◆ **Aim**
Reproduce each line, exactly, from the one containing "Rebuild this screenshot" through the end of the material. Exclude pictures.

----------

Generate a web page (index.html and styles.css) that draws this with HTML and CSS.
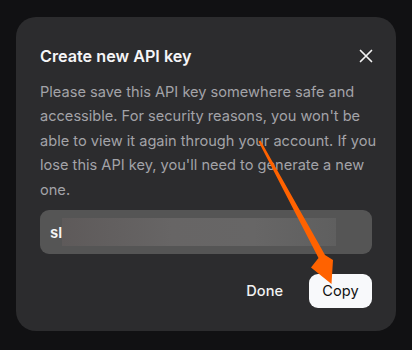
FILE: index.html
```html
<!DOCTYPE html>
<html>
<head>
<meta charset="utf-8">
<link rel="stylesheet" href="styles.css">
</head>
<body>
<div class="modal">
  <div class="header">
    <h2 class="title">Create new API key</h2>
    <button class="close" aria-label="Close">
      <svg width="14" height="14" viewBox="0 0 14 14"><path d="M1.5 1.5L12.5 12.5M12.5 1.5L1.5 12.5" stroke="#f2f2f2" stroke-width="1.7" stroke-linecap="round"/></svg>
    </button>
  </div>
  <p class="desc">Please save this API key somewhere safe and accessible. For security reasons, you won't be able to view it again through your account. If you lose this API key, you'll need to generate a new one.</p>
  <div class="keybox"><span class="keytext">sl</span><span class="blur"></span></div>
  <div class="actions">
    <button class="btn done">Done</button>
    <button class="btn copy">Copy</button>
  </div>
</div>
<svg class="arrow" width="412" height="350" viewBox="0 0 412 350">
  <polygon points="258.5,141.5 260.5,140.5 325,255 333,260 331.5,284 311,267.5 318.5,258" fill="#ff6200"/>
</svg>
</body>
</html>
```
FILE: styles.css
```css
html, body { margin: 0; padding: 0; }
body {
  width: 412px;
  height: 350px;
  background: #111113;
  font-family: Inter, "Noto Sans", sans-serif;
  overflow: hidden;
  position: relative;
  padding: 17px 16px 0;
  box-sizing: border-box;
}
.modal {
  background: #2c2c2e;
  border-radius: 20px;
  padding: 27px 24px 23px;
  height: 314px;
  box-sizing: border-box;
  display: flex;
  flex-direction: column;
}
.header {
  display: flex;
  align-items: center;
  justify-content: space-between;
  height: 24px;
}
.title {
  margin: 0;
  font-size: 16.2px;
  font-weight: 600;
  color: #f5f5f7;
}
.close {
  background: none;
  border: 0;
  padding: 0;
  width: 14px;
  height: 14px;
  margin-right: -1px;
  display: flex;
}
.desc {
  margin: 12px -5px 0 0;
  font-size: 14.6px;
  line-height: 24.5px;
  color: #a3a3a8;
}
.keybox {
  margin-top: 8px;
  height: 44px;
  border-radius: 9px;
  background: #555555;
  display: flex;
  align-items: center;
  padding-left: 10px;
}
.keytext {
  color: #f5f5f5;
  font-size: 15px;
  font-weight: 600;
}
.blur {
  display: block;
  width: 274px;
  height: 28px;
  background: linear-gradient(90deg, #5e5a5a, #676565 40%, #676666 70%, #5f5f5f);
}
.actions {
  margin-top: 20px;
  display: flex;
  justify-content: flex-end;
  gap: 14px;
}
.btn {
  font-family: Inter, "Noto Sans", sans-serif;
  font-size: 14.6px;
  height: 34px;
  border: 0;
  border-radius: 9px;
  padding: 0;
  cursor: pointer;
}
.done {
  background: transparent;
  color: #f2f2f2;
  font-weight: 500;
  padding: 0 12px;
}
.copy {
  width: 63px;
  background: #f8f9fb;
  color: #111;
  font-weight: 400;
}
.arrow {
  position: absolute;
  left: 0;
  top: 0;
  pointer-events: none;
}
```
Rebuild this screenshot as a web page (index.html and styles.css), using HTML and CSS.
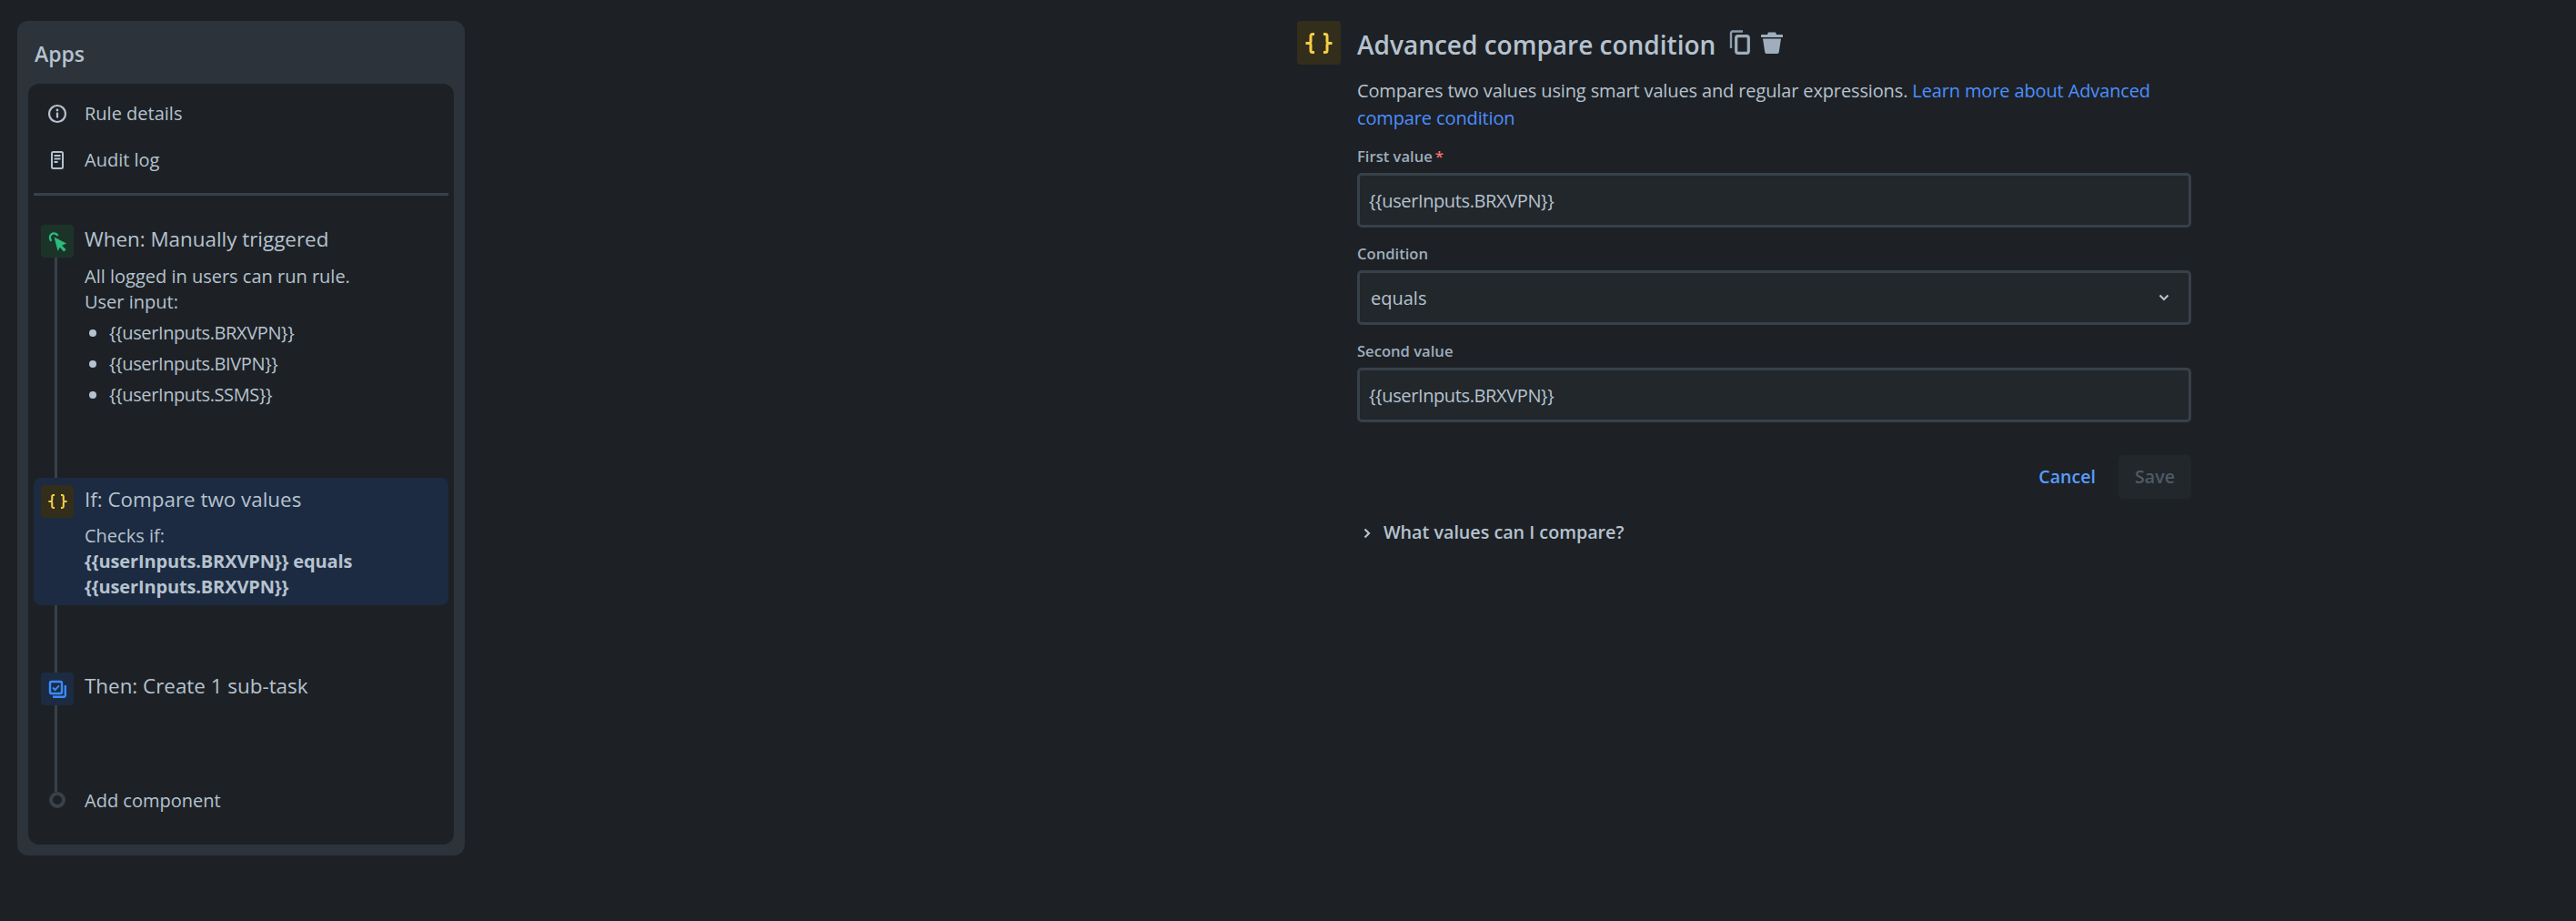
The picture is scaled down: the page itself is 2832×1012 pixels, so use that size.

----------

◆ **Complete answer**
Rebuild this screenshot as a web page (index.html and styles.css), using HTML and CSS.
The picture is scaled down: the page itself is 2832×1012 pixels, so use that size.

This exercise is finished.